AVICENNA v. Mysticism



v. Mysticism

Avicenna and Sufism. Avicenna’s philosophical system, rooted in the Aristotelian tradition, is thoroughly rationalistic and intrinsically alien to the principles of Sufism as it had developed until his time. It is also self-consistent and unified, and therefore free of any other mystical or esoteric aspect—however these terms are understood—that would represent a different form or body of knowledge and create a dichotomy within the system. Avicenna, however, did maintain the validity of Sufism, just as he maintained the validity of other manifestations of Islamic religious life, but he interpreted it, just as he interpreted them, in terms of his own system.

Avicenna’s epistemological theory revolves around the pivotal concept of ḥads. All knowledge consists of the totality of the intelligibles contained in the intellects of the celestial spheres, and is structured in a syllogistic fashion; that is, it contains the extreme terms of syllogisms along with the middle terms which cause, or explain the conclusions. The acquisition of this knowledge, which is the goal of all human activity because the misery or bliss of the immortal rational soul in the hereafter depends directly upon it, proceeds accordingly by the consecutive discovery of middle terms. The capacity to hit spontaneously upon the middle term in any syllogism is called ḥads. It is a mental act whereby the human intellect comes into contact (etteṣāl) with the active intellect (ʿaql faʿʿāl) and receives what Avicenna frequently describes as “divine effluence” (fayż elāhī), i.e., knowledge of the intelligibles through the acquisition of the middle terms. Ḥads constitutes the only point of epistemological contact, in Avicenna’s thought, between the sublunar and the supralunar realms, or between the mundane and the transcendental, and it refers to a strict and precise syllogistic process.

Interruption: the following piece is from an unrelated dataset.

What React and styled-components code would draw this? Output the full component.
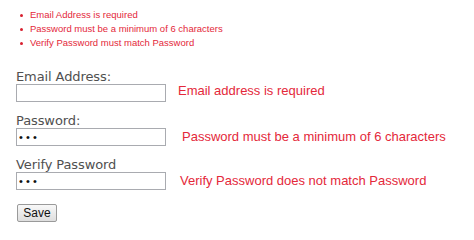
import React from "react";
import styled, { createGlobalStyle } from "styled-components";

const Global = createGlobalStyle`
  html, body { margin: 0; padding: 0; background: #fff; }
  body { width: 474px; height: 240px; overflow: hidden; }
`;

const Page = styled.form`
  padding: 8px 16px 0 16px;
  display: flex;
  flex-direction: column;
`;

const Summary = styled.ul`
  list-style: none;
  margin: 0 0 20px 0;
  padding: 0 0 0 4px;
  display: flex;
  flex-direction: column;
`;

const SummaryItem = styled.li`
  display: flex;
  align-items: center;
  gap: 7px;
  height: 14px;
  font: 9.5px/14px "Liberation Sans", Arial, sans-serif;
  color: #e4283a;
`;

const Bullet = styled.span`
  width: 3px;
  height: 3px;
  border-radius: 50%;
  background: #d8202f;
  flex: none;
`;

const Fields = styled.div`
  display: flex;
  flex-direction: column;
  gap: 12px;
`;

const Field = styled.div`
  display: flex;
  flex-direction: column;
`;

const Label = styled.label`
  font: 13px/14px "DejaVu Sans", Verdana, sans-serif;
  color: #505050;
  letter-spacing: -0.1px;
`;

const Row = styled.div`
  display: flex;
  align-items: flex-start;
`;

const Input = styled.input`
  box-sizing: border-box;
  width: 150px;
  height: 18px;
  margin: 0;
  padding: 0 2px;
  border: 1px solid #a9abb0;
  border-radius: 0;
  outline: none;
  background: #fff;
  font: 11px "Liberation Sans", Arial, sans-serif;
  letter-spacing: 3.2px;
  color: #111;
`;

const ErrorText = styled.span`
  margin-left: ${(p) => p.$offset}px;
  margin-top: ${(p) => p.$shift}px;
  font: 13px/18px "Liberation Sans", Arial, sans-serif;
  color: #e4283a;
  white-space: nowrap;
`;

const Actions = styled.div`
  margin-top: 14px;
  padding-left: 1px;
  display: flex;
`;

const Button = styled.button`
  box-sizing: border-box;
  width: 40px;
  height: 18px;
  padding: 0;
  border: 1px solid #9a9a9a;
  border-radius: 2px;
  background: linear-gradient(#f8f8f8, #dedede);
  font: 12px "Liberation Sans", Arial, sans-serif;
  color: #111;
`;

const summary = [
  "Email Address is required",
  "Password must be a minimum of 6 characters",
  "Verify Password must match Password",
];

const fields = [
  { label: "Email Address:", type: "text", value: "", error: "Email address is required", offset: 12, shift: -2 },
  { label: "Password:", type: "password", value: "abc", error: "Password must be a minimum of 6 characters", offset: 16, shift: 0 },
  { label: "Verify Password", type: "password", value: "abc", error: "Verify Password does not match Password", offset: 14, shift: 0 },
];

export default function App() {
  return (
    <>
      <Global />
      <Page onSubmit={(e) => e.preventDefault()}>
        <Summary>
          {summary.map((s) => (
            <SummaryItem key={s}>
              <Bullet />
              {s}
            </SummaryItem>
          ))}
        </Summary>
        <Fields>
          {fields.map((f) => (
            <Field key={f.label}>
              <Label>{f.label}</Label>
              <Row>
                <Input type={f.type} defaultValue={f.value} readOnly />
                <ErrorText $offset={f.offset} $shift={f.shift}>{f.error}</ErrorText>
              </Row>
            </Field>
          ))}
        </Fields>
        <Actions>
          <Button type="submit">Save</Button>
        </Actions>
      </Page>
    </>
  );
}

Avicenna admits no other way to a knowledge of the intelligible world and ultimately of the Necessary Existent (wājeb al-wojūd).

Avicenna derived the concept of ḥads directly from a passage in Aristotle’s Posterior Analytics (89b.10-11, eustochia = ḥosno ḥadsen in the Arabic translation, ʿA. Badawī, Manṭeq Aresṭū, Cairo, 1948, p. 406), to which he added Galen’s idea that the different degrees of acumen in people are consequent upon the temperament of the body (I. Müller, Galeni Scripta Minora, Leipzig, 1891, II, p.79 = H. H. Biesterfeldt, Ketāb fi anna qowa ’l-nafs . . . , AKM 40/4, p. 43). The resulting theory in its final form, Avicenna’s original creation, enabled him not only to rank people on the basis of their capacity for ḥads, but also to suggest the means whereby one could improve one’s standing on that scale. If, as Galen taught, the faculties or powers of the soul follow the humoral temperament of the body, then clearly the more balanced temperaments would have a greater predisposition for hitting upon the middle terms. One should therefore strive to acquire a balanced temperament, or, in religious terminology, a pure soul. At the lower end of the scale there is thus the impure dullard, and at the upper end the pure person who can consistently hit upon the middle terms. This is the prophet. In his case, “the forms of all things contained in the active intellect (i.e., the intelligibles) are imprinted on his soul either at once or nearly so. This imprinting is not an uncritical reception of the forms merely on authority (taqlīd), but rather occurs in an order which includes the middle terms” (A. F. Ahwānī, ed., Aḥwāl al-nafs, Cairo, 1371/1952, p. 123 = al-Šefāʾ, al-Nafs, ed. F. Rahman, London, 1959, pp. 249-50 = al-Najāt, Cairo, 1331, pp. 273-74).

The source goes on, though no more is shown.